I will follow your suggestion to modify the yaml file.
-> nuvoton,input-ngpios = <...>
-> nuvoton,output-ngpios = <...>
And I don't think the node name needs to use gpio.
because it's not a general gpio, so I reference aspeed dts and use sgpio.
Could I use the sgpio node name or could you provide some suggestions?
If you have any questions or are confused please let me know.
Your comments are most welcome.
Best regards,
Jim
On Mon, Nov 14, 2022 at 6:13 PM Linus Walleij <[email protected]> wrote:
>
> On Mon, Nov 14, 2022 at 9:38 AM Jim Liu <[email protected]> wrote:
>
> > Our sgpio module has 64 pins output and 64 pins input.
> > Soc have 8 reg to control 64 output pins
> > and 8 reg to control 64 input pins.
> > so the pin is only for gpi or gpo.
> >
> > The common property ngpio can be out or in.
> > so i need to create d_out and d_in to control it.
> > customers can set the number of output or input pins to use.
> > the driver will open the ports to use.
> > ex: if i set d_out=9 and d_in=20
> > driver will open two output ports and three input ports.
> >
> > Another method is the driver default opens all ports , in this
> > situation the driver doesn't need d_out and d_in.
>
> Finally I get it!
>
> Some of the above should go into the binding document so that
> others understand it too.
>
> Have you considered splitting this into 2 instances with 2 DT nodes:
> one with up to 64 output-only pins and one with up to 64 input-only pins?
> That means more nodes in the DT and more compatibles. If all
> the registers are in the same place maybe this is not a good
> idea.
>
> If you feel you need to keep the two properties, create something custom
> for your hardware because this is not generally useful, e.g.
>
> nuvoton,input-ngpios = <...>
> nuvoton,output-ngpios = <...>
>
> By this nomenclature it also becomes more evident what is going on.
>
> Yours,
> Linus Walleij
On 14/11/2022 09:38, Jim Liu wrote:
> Hi Linus
>
> Thanks for your reply.
>
> let me explain the gpio pin as below:
>
> Our sgpio module has 64 pins output and 64 pins input.
> Soc have 8 reg to control 64 output pins
> and 8 reg to control 64 input pins.
> so the pin is only for gpi or gpo.
>
> The common property ngpio can be out or in.
> so i need to create d_out and d_in to control it.
> customers can set the number of output or input pins to use.

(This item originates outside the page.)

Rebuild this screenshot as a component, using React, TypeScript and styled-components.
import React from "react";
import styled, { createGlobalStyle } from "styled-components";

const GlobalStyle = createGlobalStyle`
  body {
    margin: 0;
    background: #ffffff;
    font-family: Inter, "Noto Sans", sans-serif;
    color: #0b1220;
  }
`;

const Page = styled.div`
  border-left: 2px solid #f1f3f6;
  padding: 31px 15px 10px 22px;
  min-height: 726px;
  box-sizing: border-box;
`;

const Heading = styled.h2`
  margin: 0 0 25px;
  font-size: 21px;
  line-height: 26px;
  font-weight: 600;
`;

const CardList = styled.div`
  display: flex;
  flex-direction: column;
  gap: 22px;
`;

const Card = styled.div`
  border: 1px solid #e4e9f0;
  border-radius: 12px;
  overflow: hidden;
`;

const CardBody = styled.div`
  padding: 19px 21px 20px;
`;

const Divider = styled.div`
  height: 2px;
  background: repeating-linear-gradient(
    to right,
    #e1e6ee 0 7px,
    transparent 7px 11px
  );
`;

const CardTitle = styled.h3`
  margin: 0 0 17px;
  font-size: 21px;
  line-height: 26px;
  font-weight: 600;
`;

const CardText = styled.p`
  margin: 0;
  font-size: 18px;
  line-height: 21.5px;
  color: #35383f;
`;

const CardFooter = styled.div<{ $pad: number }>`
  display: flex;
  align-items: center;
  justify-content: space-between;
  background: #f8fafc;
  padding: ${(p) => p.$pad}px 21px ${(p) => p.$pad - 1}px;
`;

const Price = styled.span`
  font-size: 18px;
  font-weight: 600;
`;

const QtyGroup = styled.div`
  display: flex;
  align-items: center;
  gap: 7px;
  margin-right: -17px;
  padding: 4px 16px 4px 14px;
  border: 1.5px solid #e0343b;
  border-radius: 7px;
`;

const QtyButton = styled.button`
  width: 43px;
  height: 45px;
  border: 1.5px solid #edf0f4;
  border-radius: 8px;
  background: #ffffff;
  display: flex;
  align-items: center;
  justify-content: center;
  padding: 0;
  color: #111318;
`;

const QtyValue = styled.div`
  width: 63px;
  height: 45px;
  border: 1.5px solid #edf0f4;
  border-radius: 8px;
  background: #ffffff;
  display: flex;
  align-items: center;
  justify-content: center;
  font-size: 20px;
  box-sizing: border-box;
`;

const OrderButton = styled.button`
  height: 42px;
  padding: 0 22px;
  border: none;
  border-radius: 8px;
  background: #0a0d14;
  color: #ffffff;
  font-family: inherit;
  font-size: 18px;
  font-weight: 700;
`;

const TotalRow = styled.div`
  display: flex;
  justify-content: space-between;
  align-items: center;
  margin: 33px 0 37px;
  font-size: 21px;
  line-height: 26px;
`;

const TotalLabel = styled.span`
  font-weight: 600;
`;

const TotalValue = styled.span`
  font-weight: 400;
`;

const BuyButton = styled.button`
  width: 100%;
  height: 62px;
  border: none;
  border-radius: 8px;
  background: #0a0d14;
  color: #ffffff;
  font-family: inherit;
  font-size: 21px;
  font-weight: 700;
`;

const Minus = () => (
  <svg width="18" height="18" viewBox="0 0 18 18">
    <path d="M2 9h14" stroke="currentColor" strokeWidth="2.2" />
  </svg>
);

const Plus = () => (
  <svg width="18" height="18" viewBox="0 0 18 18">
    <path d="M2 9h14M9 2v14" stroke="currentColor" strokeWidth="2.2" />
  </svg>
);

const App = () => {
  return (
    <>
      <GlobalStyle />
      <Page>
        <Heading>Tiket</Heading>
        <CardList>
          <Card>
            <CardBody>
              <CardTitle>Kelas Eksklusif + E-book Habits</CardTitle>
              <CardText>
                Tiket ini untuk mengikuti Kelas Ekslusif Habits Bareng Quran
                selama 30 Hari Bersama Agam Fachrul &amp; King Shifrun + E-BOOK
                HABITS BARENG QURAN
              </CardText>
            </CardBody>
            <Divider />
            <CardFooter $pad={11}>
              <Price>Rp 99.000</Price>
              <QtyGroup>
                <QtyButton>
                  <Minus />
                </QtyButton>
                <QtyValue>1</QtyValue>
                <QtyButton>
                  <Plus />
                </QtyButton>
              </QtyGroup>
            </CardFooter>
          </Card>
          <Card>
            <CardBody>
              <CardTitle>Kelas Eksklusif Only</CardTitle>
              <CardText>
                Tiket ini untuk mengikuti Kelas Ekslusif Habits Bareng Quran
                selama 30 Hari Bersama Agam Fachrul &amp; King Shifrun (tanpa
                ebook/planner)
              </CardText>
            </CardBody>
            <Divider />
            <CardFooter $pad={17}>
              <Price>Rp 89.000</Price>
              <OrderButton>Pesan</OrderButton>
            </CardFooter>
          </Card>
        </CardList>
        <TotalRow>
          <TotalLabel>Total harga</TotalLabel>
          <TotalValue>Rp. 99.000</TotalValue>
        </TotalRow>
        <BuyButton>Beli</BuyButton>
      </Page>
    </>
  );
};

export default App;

Aren't customers interested in specific pins, not the number? IOW, why
do you assume pins should be set to output in ascending order (e.g. 1, 2
and 3) and not in a flexible way?
> the driver will open the ports to use.
> ex: if i set d_out=9 and d_in=20
Why 20 means three input ports? 9 opening two outputs could have sense
if it was a mask but you did not say it is a mask.
Best regards,
Krzysztof
Hi Krzysztof
Thanks for your reply.
Our sgpio has 8 regs to control output and 8 regs to control input.
Each reg size is one byte.
and the sgpio interface has 4 pins(s_clk, d_out, d_in, LDSH).

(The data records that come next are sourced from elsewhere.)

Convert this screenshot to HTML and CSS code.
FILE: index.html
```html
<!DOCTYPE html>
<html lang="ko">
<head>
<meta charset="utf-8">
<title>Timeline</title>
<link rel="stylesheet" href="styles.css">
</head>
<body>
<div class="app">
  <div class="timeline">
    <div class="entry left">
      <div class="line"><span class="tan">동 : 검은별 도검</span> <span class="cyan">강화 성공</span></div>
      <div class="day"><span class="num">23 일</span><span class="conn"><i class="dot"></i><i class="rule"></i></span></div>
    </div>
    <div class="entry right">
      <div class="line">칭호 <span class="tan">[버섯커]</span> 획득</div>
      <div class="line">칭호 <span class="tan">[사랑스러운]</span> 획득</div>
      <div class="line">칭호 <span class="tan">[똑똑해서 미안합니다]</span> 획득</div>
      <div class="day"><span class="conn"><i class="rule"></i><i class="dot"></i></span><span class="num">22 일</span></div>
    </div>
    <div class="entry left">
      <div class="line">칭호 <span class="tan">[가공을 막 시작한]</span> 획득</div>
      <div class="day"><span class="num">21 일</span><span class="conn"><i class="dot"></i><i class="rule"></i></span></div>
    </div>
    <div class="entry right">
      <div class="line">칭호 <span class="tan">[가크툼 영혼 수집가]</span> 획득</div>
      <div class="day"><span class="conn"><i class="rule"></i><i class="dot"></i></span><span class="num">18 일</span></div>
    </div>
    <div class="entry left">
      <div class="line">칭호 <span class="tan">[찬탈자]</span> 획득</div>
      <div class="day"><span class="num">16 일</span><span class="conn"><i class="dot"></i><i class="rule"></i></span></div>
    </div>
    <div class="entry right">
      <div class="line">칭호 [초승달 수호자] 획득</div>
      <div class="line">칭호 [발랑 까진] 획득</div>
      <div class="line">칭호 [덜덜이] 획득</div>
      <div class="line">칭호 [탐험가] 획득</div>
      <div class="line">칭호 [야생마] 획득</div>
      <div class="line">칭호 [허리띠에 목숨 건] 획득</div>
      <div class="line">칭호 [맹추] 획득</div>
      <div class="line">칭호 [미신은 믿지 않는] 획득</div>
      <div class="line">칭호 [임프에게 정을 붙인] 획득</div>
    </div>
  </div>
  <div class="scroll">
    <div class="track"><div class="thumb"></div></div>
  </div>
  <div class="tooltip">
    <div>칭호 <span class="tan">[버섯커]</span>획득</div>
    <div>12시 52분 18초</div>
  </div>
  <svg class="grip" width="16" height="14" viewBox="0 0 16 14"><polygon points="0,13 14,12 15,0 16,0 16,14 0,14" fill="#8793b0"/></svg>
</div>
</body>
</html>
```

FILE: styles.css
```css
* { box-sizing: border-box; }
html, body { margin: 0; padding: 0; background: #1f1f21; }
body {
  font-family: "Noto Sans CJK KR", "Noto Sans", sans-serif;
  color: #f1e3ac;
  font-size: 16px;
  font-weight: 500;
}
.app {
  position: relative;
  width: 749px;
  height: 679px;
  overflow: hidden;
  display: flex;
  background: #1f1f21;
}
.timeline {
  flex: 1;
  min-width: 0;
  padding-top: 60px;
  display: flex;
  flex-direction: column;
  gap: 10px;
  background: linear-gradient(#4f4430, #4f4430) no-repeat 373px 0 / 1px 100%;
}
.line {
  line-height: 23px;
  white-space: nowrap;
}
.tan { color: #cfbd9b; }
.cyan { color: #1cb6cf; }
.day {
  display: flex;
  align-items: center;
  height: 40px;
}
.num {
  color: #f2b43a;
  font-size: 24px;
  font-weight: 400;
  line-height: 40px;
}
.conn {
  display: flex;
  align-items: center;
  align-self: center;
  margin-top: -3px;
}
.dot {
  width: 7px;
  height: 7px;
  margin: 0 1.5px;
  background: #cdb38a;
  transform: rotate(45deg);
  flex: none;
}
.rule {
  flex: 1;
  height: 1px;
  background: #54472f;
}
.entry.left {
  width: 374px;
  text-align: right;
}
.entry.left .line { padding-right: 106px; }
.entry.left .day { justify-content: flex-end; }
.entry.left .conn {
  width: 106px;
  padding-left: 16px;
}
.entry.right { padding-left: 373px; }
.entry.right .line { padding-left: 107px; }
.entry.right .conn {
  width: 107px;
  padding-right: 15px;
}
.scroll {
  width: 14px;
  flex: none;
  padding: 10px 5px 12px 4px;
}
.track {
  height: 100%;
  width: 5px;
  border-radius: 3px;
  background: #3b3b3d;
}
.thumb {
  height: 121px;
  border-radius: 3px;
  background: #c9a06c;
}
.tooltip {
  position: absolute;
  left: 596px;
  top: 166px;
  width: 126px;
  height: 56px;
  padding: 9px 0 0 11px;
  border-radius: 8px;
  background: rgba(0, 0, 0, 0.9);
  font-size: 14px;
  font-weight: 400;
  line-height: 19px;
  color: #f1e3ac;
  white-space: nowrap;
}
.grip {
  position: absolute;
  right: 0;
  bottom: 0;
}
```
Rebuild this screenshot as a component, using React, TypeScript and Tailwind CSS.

The clock is generated by APB3, and one operation cycle includes input
and output
beginning the signal, the LDSH is low and now will send output serial data ,
after finished output serial data the LDSH will be high and get serial
input data.
The in/out serial data size is byte * ports , and direct to update the regs.

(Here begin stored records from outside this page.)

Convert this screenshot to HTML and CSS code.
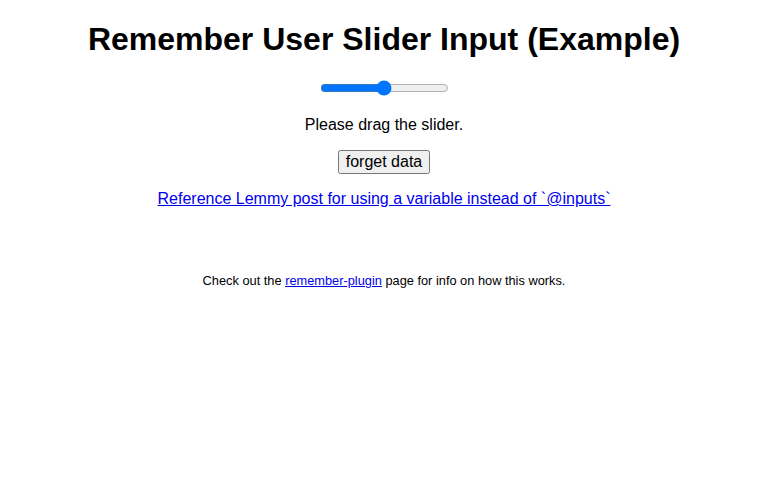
FILE: index.html
```html
<!DOCTYPE html>
<html>
<head>
<meta charset="utf-8">
<link rel="stylesheet" href="styles.css">
</head>
<body>
<main class="page">
  <h1 class="title">Remember User Slider Input (Example)</h1>
  <div class="slider-row"><input class="slider" type="range" min="0" max="100" value="50"></div>
  <p class="msg">Please drag the slider.</p>
  <div class="btn-row"><button class="btn">forget data</button></div>
  <p class="ref"><a href="#">Reference Lemmy post for using a variable instead of `@inputs`</a></p>
  <p class="footer">Check out the <a href="#">remember-plugin</a> page for info on how this works.</p>
</main>
</body>
</html>
```
FILE: styles.css
```css
body {
  margin: 8px;
  font-family: "Liberation Sans", Arial, sans-serif;
  font-size: 16px;
  color: #000;
  background: #fff;
}
.page {
  text-align: center;
}
.title {
  font-size: 32px;
  font-weight: bold;
  margin: 13px 0 20px;
}
.slider-row {
  margin: 0;
}
.slider {
  margin: 2px;
  accent-color: #0075ff;
}
.msg {
  margin: 16px 0;
}
.btn {
  font-family: "Liberation Sans", Arial, sans-serif;
  font-size: 16px;
}
.ref {
  margin: 16px 0;
}
a {
  color: #0000ee;
}
.footer {
  font-size: 12.8px;
  margin-top: 65px;
}
```
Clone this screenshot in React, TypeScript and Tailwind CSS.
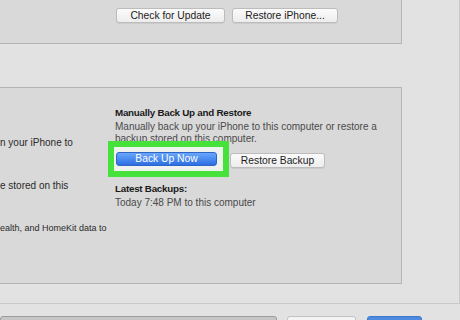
import React from 'react';

// Fenêtre de sauvegarde iPhone (vue partielle)
function GrayButton({ label, className = '' }: { label: string; className?: string }) {
  return (
    <button
      className={`h-[15px] rounded-[3px] border border-[#bcbcbc] bg-gradient-to-b from-[#fbfbfb] to-[#ededed] text-[10.3px] leading-[13px] text-[#1c1c1c] shadow-[0_1px_0_rgba(0,0,0,0.06)] ${className}`}
    >
      {label}
    </button>
  );
}

export default function App() {
  return (
    <div
      className="w-[460px] h-[320px] overflow-hidden bg-[#e2e2e2] text-[#1f1f1f]"
      style={{ fontFamily: '"Liberation Sans", Arial, sans-serif' }}
    >
      <div className="w-[460px] h-[304px] border-r border-b border-[#c9c9c9]">
        {/* Panneau logiciel */}
        <div className="w-[402px] h-[44px] bg-[#d9d9d9] border-r border-b border-[#b4b4b4] flex gap-[7px] pl-[116px] pt-[8px]">
          <GrayButton label="Check for Update" className="w-[109px]" />
          <GrayButton label="Restore iPhone..." className="w-[106px]" />
        </div>

        {/* Panneau sauvegardes */}
        <div className="mt-[43px] w-[402px] h-[197px] bg-[#d9d9d9] border-t border-r border-b border-[#b4b4b4] flex">
          <div className="w-[115px] shrink-0 text-[10px] text-[#2a2a2a] whitespace-nowrap">
            <div className="mt-[48px] leading-[14px]">n your iPhone to</div>
            <div className="mt-[29px] leading-[14px]">e stored on this</div>
            <div className="mt-[29px] text-[9px] leading-[12px]">ealth, and HomeKit data to</div>
          </div>
          <div className="flex flex-col pt-[18px] whitespace-nowrap">
            <div className="text-[9.8px] font-bold leading-[14px] tracking-[-0.25px] text-[#1a1a1a]">Manually Back Up and Restore</div>
            <div className="mt-px text-[10px] leading-[12px] text-[#4a4a4a]">
              <div>Manually back up your iPhone to this computer or restore a</div>
              <div>backup stored on this computer.</div>
            </div>
            <div className="mt-[-4px] flex items-center">
              <div className="ml-[-7px] w-[121px] h-[36px] border-[6px] border-[#46e13b] bg-[#eef3ee] flex items-center pl-[2px]">
                <button className="w-[101px] h-[14px] rounded-[3px] border border-[#2f64c9] bg-gradient-to-b from-[#69a6fb] to-[#2d6fe3] text-[10.3px] leading-[12px] text-white">
                  Back Up Now
                </button>
              </div>
              <GrayButton label="Restore Backup" className="ml-px mt-[2px] w-[95px]" />
            </div>
            <div className="mt-[5px] text-[9.8px] font-bold leading-[14px] tracking-[-0.25px] text-[#1a1a1a]">Latest Backups:</div>
            <div className="mt-px text-[10px] leading-[12px] text-[#4a4a4a]">Today 7:48 PM to this computer</div>
          </div>
        </div>
      </div>

      {/* Barre du bas */}
      <div className="flex items-start pt-[12px]">
        <div className="w-[277px] h-[12px] rounded-[3px] border border-[#9c9c9c] bg-[#c6c6c6]" />
        <div className="ml-[10px] w-[69px] h-[12px] rounded-[3px] border border-[#c2c2c2] bg-[#f4f4f4]" />
        <div className="ml-[11px] w-[55px] h-[12px] rounded-[3px] border border-[#3f79cf] bg-[#4d8be0]" />
      </div>
    </div>
  );
}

> the driver will open the ports to use.
> ex: if i set d_out=9 and d_in=20
The Soc is controlled by port, not by each bit.
So if users need 9 output pins, the driver needs to open two ports,
because each reg is one byte.
if users need 20 input pins ,the driver needs to open three ports.
The list has some rules for use, The first half is the output and the
second half is the input.
the example as below:
if i set d_out=8 d_in=8
root@buv-runbmc:~# gpioinfo 8
gpiochip8 - 16 lines:
line 0: unnamed unused output active-high
line 1: unnamed unused output active-high
line 2: unnamed unused output active-high
line 3: unnamed unused output active-high
line 4: unnamed unused output active-high
line 5: unnamed unused output active-high
line 6: unnamed unused output active-high
line 7: unnamed unused output active-high
line 8: unnamed unused input active-high
line 9: unnamed unused input active-high
line 10: unnamed unused input active-high
line 11: unnamed unused input active-high
line 12: unnamed unused input active-high
line 13: unnamed unused input active-high
line 14: unnamed unused input active-high
line 15: unnamed unused input active-high
the line0~line7 will map to output reg1 and line8~line15 will map to
input reg1 and so on.
and thanks again for your suggestions and information for dts naming.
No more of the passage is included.